Motherhood as an act of revolution

What is revolutionary?



I've been thinking about my personal definition of revolutionary. I've found some meaning for it in my life. For a long time I felt kinda sorry for myself, burdened and helpless as a mother. A lot of these feelings stemmed from the idea that I was a single parent. Alone, just making end meet. And, I say idea that I was a single parent because even though I was raising my children outside of a hetero-normative relationship and without their father, I was not the only person helping parent my kids. I, of course, didn't realize this at the time.


My cultural identity stems from Indigenous and African roots where the importance of family has been essential, how family has been defined has fluctuated with the needs of people who have been systemically oppressed and historically abused. Or so, I've learned. My mother and father, my brothers and sisters, cousins, friends, neighbors, co-workers, and femtors have all taken a part in molding my children's lives. In the same way that my parents, their brothers and sisters, cousins, aunts, friends, neighbors etc took part in molding mine. Even though the main responsibility always lies with me I know they got my back. I became aware of this at a time where I made a decision that went against the way I was brought up. I decided I didn't want to be responsible for having another child as a single parent, my family was outraged that I was considering options. Even the thought of considering an alternative made them sad, angry even. I was really angry too. It was my body. It was gonna be my responsibility to raise another kid alone, for the rest of MY life.

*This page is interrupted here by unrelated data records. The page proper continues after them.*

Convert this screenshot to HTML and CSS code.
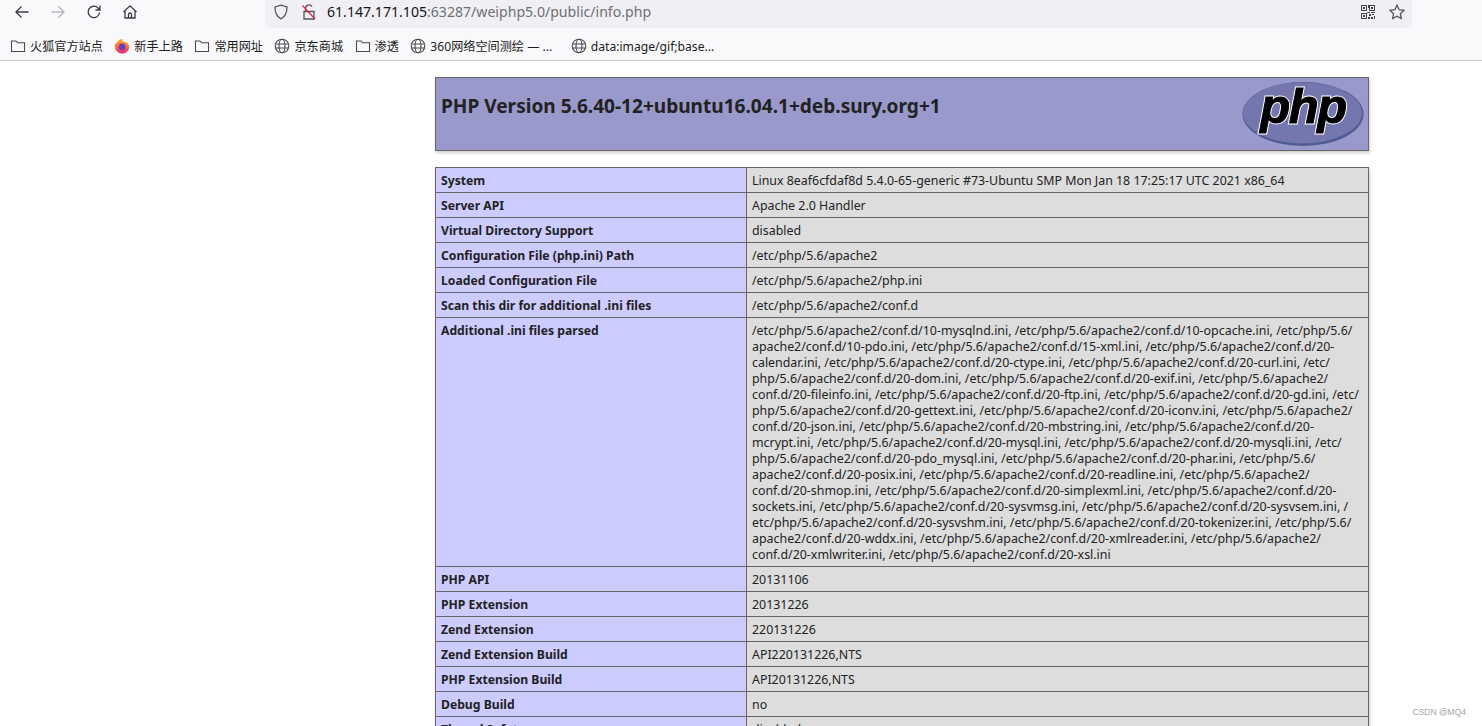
FILE: index.html
```html
<!DOCTYPE html>
<html lang="en">
<head>
<meta charset="utf-8">
<title>phpinfo()</title>
<link rel="stylesheet" href="styles.css">
</head>
<body>
<header class="chrome">
  <div class="toolbar">
    <nav class="nav">
      <svg class="ico" viewBox="0 0 16 16"><path d="M14.5 8H2M7.5 2.5 2 8l5.500 5.500"/></svg>
      <svg class="ico dim" viewBox="0 0 16 16"><path d="M1.500 8H14M8.500 2.500 14 8l-5.500 5.500"/></svg>
      <svg class="ico" viewBox="0 0 16 16"><path d="M13.500 8.500A5.700 5.700 0 1 1 11.800 3.800L14 6M14 1.500V6H9.500"/></svg>
      <svg class="ico" viewBox="0 0 16 16"><path d="M1.500 8 8 1.800 14.500 8M3 6.800V14h10V6.800M6.500 14V10.500a1.500 1.500 0 0 1 3 0V14"/></svg>
    </nav>
    <div class="urlbar">
      <svg class="ico shield" viewBox="0 0 16 16"><path d="M8 1.200 14 3c0 6-1.500 9.500-6 11.800C3.500 12.500 2 9 2 3z"/></svg>
      <svg class="ico lock" viewBox="0 0 16 16"><path d="M4.500 7V4.500a3.500 3.500 0 0 1 6.500 -1.800M3 7.500h10V15H3z"/><path class="slash" d="M1.500 1.500 14 15"/></svg>
      <span class="url"><span class="host">61.147.171.105</span>:63287/weiphp5.0/public/info.php</span>
      <span class="spacer"></span>
      <svg class="qr" viewBox="0 0 14 14"><path d="M0 0h6v6H0zM1 1v4h4V1zM2 2h2v2H2zM8 0h6v6H8zM9 1v4h4V1zM10 2h2v2h-2zM0 8h6v6H0zM1 9v4h4V9zM2 10h2v2H2zM7 0h1v3H7zM6 7h3v1H6zM10 7h4v1h-4zM8 9h2v2H8zM11 9h2v1h-2zM7 12h2v2H7zM10 12h2v2h-2zM13 11h1v3h-1z"/></svg>
      <svg class="ico star" viewBox="0 0 16 16"><path d="M8 1.200 10.100 5.700 15 6.300 11.400 9.700 12.300 14.600 8 12.200 3.700 14.600 4.600 9.700 1 6.300 5.900 5.700z"/></svg>
    </div>
  </div>
  <div class="bookmarks">
    <span class="bm"><svg class="bi" viewBox="0 0 16 16"><path d="M1.500 13.500V3h4.500l1.500 1.800h7v8.700z"/></svg>火狐官方站点</span>
    <span class="bm"><svg class="bi fx" viewBox="0 0 16 16"><defs><linearGradient id="fxg" x1="0" y1="0" x2="0" y2="1"><stop offset="0" stop-color="#ffb020"/><stop offset=".55" stop-color="#ff6a3a"/><stop offset="1" stop-color="#e3208a"/></linearGradient></defs><path d="M8 15.500A7.300 7.300 0 0 1 1 6.500L3 4.500C4 2 6.500 .8 9 1 8 2 8 3 9 3.500c3 .5 6.500 2.500 6.300 5.500A7.300 7.300 0 0 1 8 15.500z" fill="url(#fxg)"/><circle cx="8" cy="8.800" r="3.400" fill="#6a3fc4"/></svg>新手上路</span>
    <span class="bm"><svg class="bi" viewBox="0 0 16 16"><path d="M1.500 13.500V3h4.500l1.500 1.800h7v8.700z"/></svg>常用网址</span>
    <span class="bm"><svg class="bi" viewBox="0 0 16 16"><circle cx="8" cy="8" r="6.800"/><ellipse cx="8" cy="8" rx="3" ry="6.800"/><path d="M1.500 6h13M1.500 10h13"/></svg>京东商城</span>
    <span class="bm"><svg class="bi" viewBox="0 0 16 16"><path d="M1.500 13.500V3h4.500l1.500 1.800h7v8.700z"/></svg>渗透</span>
    <span class="bm wide"><svg class="bi" viewBox="0 0 16 16"><circle cx="8" cy="8" r="6.800"/><ellipse cx="8" cy="8" rx="3" ry="6.800"/><path d="M1.500 6h13M1.500 10h13"/></svg>360网络空间测绘 — ...</span>
    <span class="bm"><svg class="bi" viewBox="0 0 16 16"><circle cx="8" cy="8" r="6.800"/><ellipse cx="8" cy="8" rx="3" ry="6.800"/><path d="M1.500 6h13M1.500 10h13"/></svg>data:image/gif;base...</span>
  </div>
</header>
<main class="center">
  <div class="banner">
    <h1>PHP Version 5.6.40-12+ubuntu16.04.1+deb.sury.org+1</h1>
    <svg class="logo" viewBox="0 -3 122 72">
      <ellipse cx="61" cy="33" rx="60.500" ry="32" fill="#4f5b93"/>
      <ellipse cx="60.500" cy="32" rx="59.500" ry="30.500" fill="#7377ad"/>
      <text x="61" y="42" text-anchor="middle" class="logotext halo">php</text>
      <text x="61" y="42" text-anchor="middle" class="logotext">php</text>
    </svg>
  </div>
  <table class="info">
    <tr><td class="e">System</td><td class="v">Linux 8eaf6cfdaf8d 5.4.0-65-generic #73-Ubuntu SMP Mon Jan 18 17:25:17 UTC 2021 x86_64</td></tr>
    <tr><td class="e">Server API</td><td class="v">Apache 2.0 Handler</td></tr>
    <tr><td class="e">Virtual Directory Support</td><td class="v">disabled</td></tr>
    <tr><td class="e">Configuration File (php.ini) Path</td><td class="v">/etc/php/5.6/apache2</td></tr>
    <tr><td class="e">Loaded Configuration File</td><td class="v">/etc/php/5.6/apache2/php.ini</td></tr>
    <tr><td class="e">Scan this dir for additional .ini files</td><td class="v">/etc/php/5.6/apache2/conf.d</td></tr>
    <tr><td class="e">Additional .ini files parsed</td><td class="v">/etc/php/5.6/apache2/conf.d/10-mysqlnd.ini, /etc/php/5.6/apache2/conf.d/10-opcache.ini, /etc/php/5.6/<br>apache2/conf.d/10-pdo.ini, /etc/php/5.6/apache2/conf.d/15-xml.ini, /etc/php/5.6/apache2/conf.d/20-<br>calendar.ini, /etc/php/5.6/apache2/conf.d/20-ctype.ini, /etc/php/5.6/apache2/conf.d/20-curl.ini, /etc/<br>php/5.6/apache2/conf.d/20-dom.ini, /etc/php/5.6/apache2/conf.d/20-exif.ini, /etc/php/5.6/apache2/<br>conf.d/20-fileinfo.ini, /etc/php/5.6/apache2/conf.d/20-ftp.ini, /etc/php/5.6/apache2/conf.d/20-gd.ini, /etc/<br>php/5.6/apache2/conf.d/20-gettext.ini, /etc/php/5.6/apache2/conf.d/20-iconv.ini, /etc/php/5.6/apache2/<br>conf.d/20-json.ini, /etc/php/5.6/apache2/conf.d/20-mbstring.ini, /etc/php/5.6/apache2/conf.d/20-<br>mcrypt.ini, /etc/php/5.6/apache2/conf.d/20-mysql.ini, /etc/php/5.6/apache2/conf.d/20-mysqli.ini, /etc/<br>php/5.6/apache2/conf.d/20-pdo_mysql.ini, /etc/php/5.6/apache2/conf.d/20-phar.ini, /etc/php/5.6/<br>apache2/conf.d/20-posix.ini, /etc/php/5.6/apache2/conf.d/20-readline.ini, /etc/php/5.6/apache2/<br>conf.d/20-shmop.ini, /etc/php/5.6/apache2/conf.d/20-simplexml.ini, /etc/php/5.6/apache2/conf.d/20-<br>sockets.ini, /etc/php/5.6/apache2/conf.d/20-sysvmsg.ini, /etc/php/5.6/apache2/conf.d/20-sysvsem.ini, /<br>etc/php/5.6/apache2/conf.d/20-sysvshm.ini, /etc/php/5.6/apache2/conf.d/20-tokenizer.ini, /etc/php/5.6/<br>apache2/conf.d/20-wddx.ini, /etc/php/5.6/apache2/conf.d/20-xmlreader.ini, /etc/php/5.6/apache2/<br>conf.d/20-xmlwriter.ini, /etc/php/5.6/apache2/conf.d/20-xsl.ini</td></tr>
    <tr><td class="e">PHP API</td><td class="v">20131106</td></tr>
    <tr><td class="e">PHP Extension</td><td class="v">20131226</td></tr>
    <tr><td class="e">Zend Extension</td><td class="v">220131226</td></tr>
    <tr><td class="e">Zend Extension Build</td><td class="v">API220131226,NTS</td></tr>
    <tr><td class="e">PHP Extension Build</td><td class="v">API20131226,NTS</td></tr>
    <tr><td class="e">Debug Build</td><td class="v">no</td></tr>
    <tr><td class="e">Thread Safety</td><td class="v">disabled</td></tr>
  </table>
</main>
<div class="watermark">CSDN @MQ4</div>
</body>
</html>
```
FILE: styles.css
```css
* { box-sizing: border-box; }
html, body { height: 100%; overflow: hidden; }
body { margin: 0; background: #fff; color: #222; font-family: "Noto Sans", "Noto Sans CJK SC", sans-serif; position: relative; }

.chrome { height: 61px; background: #f9f9fb; border-bottom: 1px solid #ccc; }
.toolbar { height: 28px; display: flex; align-items: flex-start; }
.nav { width: 265px; height: 28px; padding: 4px 0 0 14px; display: flex; gap: 20px; flex: none; }
.ico { width: 16px; height: 16px; fill: none; stroke: #3a3a40; stroke-width: 1.300; flex: none; }
.ico.dim { stroke: #b4b4ba; }
.urlbar { width: 1147px; height: 28px; background: #f0f0f4; border-radius: 0 0 5px 5px; display: flex; align-items: center; padding: 0 7px 4px 8px; }
.shield { margin-right: 12px; stroke: #55555c; }
.lock { margin-right: 10px; stroke: #55555c; }
.slash { stroke: #e22850; }
.url { font-size: 14.100px; color: #6f6f76; white-space: nowrap; margin-bottom: 2px; }
.host { color: #15141a; }
.spacer { flex: 1; }
.qr { width: 14px; height: 14px; fill: #3f3f45; margin-right: 14px; }
.star { width: 16px; height: 16px; stroke: #55555c; }

.bookmarks { height: 32px; display: flex; align-items: center; padding: 4px 0 0 10px; font-size: 12.150px; color: #1c1b22; }
.bm { display: flex; align-items: center; gap: 4px; margin-right: 11.500px; white-space: nowrap; }
.bm.wide { margin-right: 18.500px; }
.bi { width: 16px; height: 16px; fill: none; stroke: #4a4a50; stroke-width: 1.100; flex: none; }
.bi.fx { stroke: none; }

.center { width: 934px; margin: 16px 0 0 435px; }
.banner { height: 74px; background: #99c; border: 1px solid #666; box-shadow: 1px 2px 3px #ccc; padding: 0 5px; display: flex; justify-content: space-between; margin-bottom: 16px; }
.banner h1 { margin: 15px 0 0; font-size: 19.070px; line-height: 26px; font-weight: 700; color: #222; white-space: nowrap; }
.logo { width: 122px; height: 72px; flex: none; position: relative; left: 1px; }
.logotext { font-family: "Liberation Sans", sans-serif; font-style: italic; font-weight: 700; font-size: 49px; letter-spacing: -1.500px; fill: #000; stroke: #000; stroke-width: 1px; }
.logotext.halo { stroke: #fff; stroke-width: 3px; }

.info { width: 934px; border-collapse: collapse; table-layout: fixed; box-shadow: 1px 2px 3px #ccc; font-size: 12.400px; line-height: 16px; }
.info td { border: 1px solid #666; padding: 5px 5px 3px; vertical-align: baseline; white-space: nowrap; overflow: hidden; }
.info td.e { width: 311px; background: #ccf; font-weight: 700; font-size: 12.180px; }
.info td.v { background: #ddd; }

.watermark { position: absolute; right: 16px; top: 707px; font-size: 8.500px; color: #a4a4a4; font-family: "Liberation Sans", sans-serif; }
```
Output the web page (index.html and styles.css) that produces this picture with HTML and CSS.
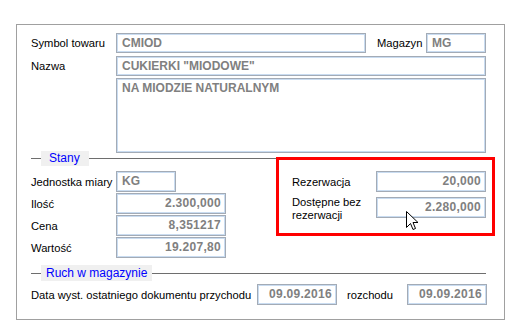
FILE: index.html
```html
<!DOCTYPE html>
<html lang="pl">

<head>
    <meta charset="UTF-8">
    <meta name="viewport" content="width=device-width, initial-scale=1.0">
    <title>Kartoteka towaru</title>
    <link rel="stylesheet" href="styles.css">
</head>

<body>
    <div class="panel">
        <div class="row">
            <span class="label">Symbol towaru</span>
            <div class="field w-symbol">CMIOD</div>
            <span class="label label-mag">Magazyn</span>
            <div class="field w-mag">MG</div>
        </div>
        <div class="row row-nazwa">
            <span class="label">Nazwa</span>
            <div class="field w-full">CUKIERKI "MIODOWE"</div>
        </div>
        <div class="row row-opis">
            <span class="label"></span>
            <div class="field field-area w-full">NA MIODZIE NATURALNYM</div>
        </div>

        <div class="legend legend-stany"><span>Stany</span></div>
        <div class="stany">
            <div class="col">
                <div class="row">
                    <span class="label">Jednostka miary</span>
                    <div class="field w-jm">KG</div>
                </div>
                <div class="row">
                    <span class="label">Ilość</span>
                    <div class="field field-num w-num">2.300,000</div>
                </div>
                <div class="row">
                    <span class="label">Cena</span>
                    <div class="field field-num w-num">8,351217</div>
                </div>
                <div class="row">
                    <span class="label">Wartość</span>
                    <div class="field field-num w-num">19.207,80</div>
                </div>
            </div>
            <div class="col col-right">
                <div class="row">
                    <span class="label label-r">Rezerwacja</span>
                    <div class="field field-num w-num">20,000</div>
                </div>
                <div class="row">
                    <span class="label label-r label-top">Dostępne bez rezerwacji</span>
                    <div class="field field-num w-num">2.280,000</div>
                </div>
            </div>
        </div>

        <div class="legend legend-ruch"><span>Ruch w magazynie</span></div>
        <div class="row row-data">
            <span class="label label-data">Data wyst. ostatniego dokumentu przychodu</span>
            <div class="field field-num w-date">09.09.2016</div>
            <span class="label label-rozchod">rozchodu</span>
            <div class="field field-num w-date">09.09.2016</div>
        </div>

        <div class="marker"></div>
        <svg class="cursor" width="13" height="21" viewBox="0 0 13 21">
            <path d="M0.5 0.5 L0.5 16.5 L4.5 12.5 L7 18.5 L9.5 17.5 L7 11.5 L12 11.5 Z" fill="#fff" stroke="#000" stroke-width="1" stroke-linejoin="miter"/>
        </svg>
    </div>
</body>

</html>
```

FILE: styles.css
```css
* {
    box-sizing: border-box;
}
body {
    margin: 0;
    padding: 24px 0 0 16px;
    background: #fff;
    font-family: "Liberation Sans", Arial, sans-serif;
    font-size: 11.2px;
    color: #000;
}
.panel {
    position: relative;
    width: 489px;
    height: 296px;
    padding: 8px 18px 0 14px;
    border: 1px solid #a0a0a0;
}
.row {
    display: flex;
    align-items: center;
}
.label {
    width: 85px;
    flex: none;
    white-space: nowrap;
}
.label-mag {
    width: 49px;
    margin-left: 11px;
}
.field {
    flex: none;
    height: 20px;
    line-height: 18px;
    padding: 0 4px 0 5px;
    border: 1px solid #a3abb6;
    box-shadow: inset 0 0 0 1px #c9dcf1;
    font-weight: bold;
    font-size: 12px;
    color: #808080;
    white-space: nowrap;
    overflow: hidden;
}
.field-num {
    text-align: right;
    letter-spacing: 0.3px;
}
.field-area {
    height: 75px;
}
.w-symbol { width: 250px; }
.w-mag { width: 60px; }
.w-full { width: 370px; }
.w-jm { width: 60px; }
.w-num { width: 110px; }
.w-date { width: 80px; }

.row-nazwa {
    margin-top: 3px;
}
.row-opis {
    margin-top: 2px;
    align-items: flex-start;
}

.legend {
    display: flex;
    align-items: center;
    height: 15px;
}
.legend::before,
.legend::after {
    content: "";
    height: 1px;
    background: #6e6e6e;
}
.legend::before {
    width: 10px;
}
.legend::after {
    flex: 1;
}
.legend span {
    height: 100%;
    line-height: 15px;
    background: #f0f0f0;
    color: #0000ff;
    font-size: 12px;
    padding: 0 5px;
}
.legend-stany {
    margin-top: -2px;
}
.legend-stany span {
    padding: 0 9px 0 8px;
}
.legend-ruch {
    margin-top: 7px;
    height: 16px;
}
.legend-ruch span {
    line-height: 16px;
}

.stany {
    display: flex;
    margin-top: 5px;
}
.col {
    display: flex;
    flex-direction: column;
    gap: 1px;
}
.col .field {
    height: 21px;
    line-height: 19px;
}
.col-right {
    margin-left: 66px;
}
.label-r {
    width: 84px;
}
.label-top {
    align-self: flex-start;
    white-space: normal;
    line-height: 13px;
    padding-top: 3px;
}

.row-data {
    margin-top: 3px;
}
.row-data .field {
    height: 21px;
    line-height: 19px;
}
.label-data {
    width: 226px;
}
.label-rozchod {
    width: 60px;
    margin-left: 10px;
}

.marker {
    position: absolute;
    left: 259px;
    top: 132px;
    width: 219px;
    height: 79px;
    border: 3px solid #ff0000;
}
.cursor {
    position: absolute;
    left: 389px;
    top: 186px;
}
```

I cut everyone off for months, until two weeks before my son was born. I didn't speak to anyone. I literally would go to work, come home, go to school, sleep, take my other two kids to the park and ignore everyone's calls, texts, emails, etc. I had one friend, and one sister who supported me all the way through even when I pushed them away. 



Reflecting on the past, I've always loved reading and learning. A while ago, I was catching up on history. History that isn't often taught in school. I started looking for historical information about mothers of color in the US. The word eugenics kept popping up, in some cases linked to Planned Parenthood's sterilization of women of color. Contraceptives being tested for white women but on brown and black women bodies. It made a case for the reasons my mother and other women her age feared contraceptives. They literally were death givers to many women that looked and lived like me. 

I began finding documents retelling the disparity in removal and placement of children of color from their parents. Anti-immigrant laws that contribute to this disparity as evidence of that. During my hard pregnancy, my own experience with the huge effort that companies and religious organizations make to place children with white, rich parents looking to adopt made me shift my ideas so much. 
Guess it was a confirmation. 


I realized the power in my ability to bring children of color to this world in my own way, on my own terms and when I wanted. 


I suddenly felt that one of my most revolutionary actions as a cis-gendered woman of color, with the ability to carry a child to term, was not only to give life as a woman of color, but once I'd made that choice, to be proud of my creation and to be innately aware of the circumstances of my own existense. To be respectful, and aware that I my body had created a new life. Most importantly, to ensure that this new life was raised to understand the power of their words, the value of their lives and the beauty of their existense. 


So going back to the definition of revolutionary, I found several official definitions: of, relating to, or constituting a revolution; tending to or promoting revolution; constituting or bringing about a major or fundamental change. 

As a woman of color having children gave me the power to do these things directly. I have the power to shed things that hurt me when I was growing up. At the same time, I have been able to pass down and decolonize what made me strong. I can teach my children to love, respect and appreciate those around them while also infusing in them confidence in their knowledge and struggles. They can be nurtured to understand their spiritual potential and bring about change, to be the change they want in the world. To put words into action, because they won't have to unlearn and relearn if we begin deconstructing today.


This revolution I felt stemmed from a love so deep it doesn't just give life, it nourishes it. It doesn't just throw out seeds. 

It prepares the earth, waters it, adds compost, pulls weeds, lets seedlings thrive in the hard sun and ensures their fruit doesn't go to waste. 


A movement based on love cannot be stopped because it grows naturally. A movement based on revolutionary love, acknowledges that nature but also prepares for the unexpected violence that nature also brings. In adversity, revolutionary love flourishes, and overcomes difficulties. Even when mistakes are made it heals wounds and infuses new power through progressive transformation, because it learns from those mistakes. A revolution based on love will cause radical and fundamental change.


So today I felt like saying, I stand in solidarity with the women of the past who saw this vision and provided paths of choice and knowledge, understanding and genuine cariño that have led me to be where I am today. If there is one thing I can say I will leave this world, that will be the love I have for my children and what I've done stemming from it.


Comments

Jodi said…
This is a cool post, definitely puts a different perspective on motherhood. Such sweet pictures too.
Queen Bee said…
Wow! so inspiring!! xo
Kade said…
This showed up on my FB feed, I think we were fb friends way back..I'm glad it showed up as a man I'm blessed to have read this as revolutionary I'm better armed by reading it, and as a father I'm humbled to have read this.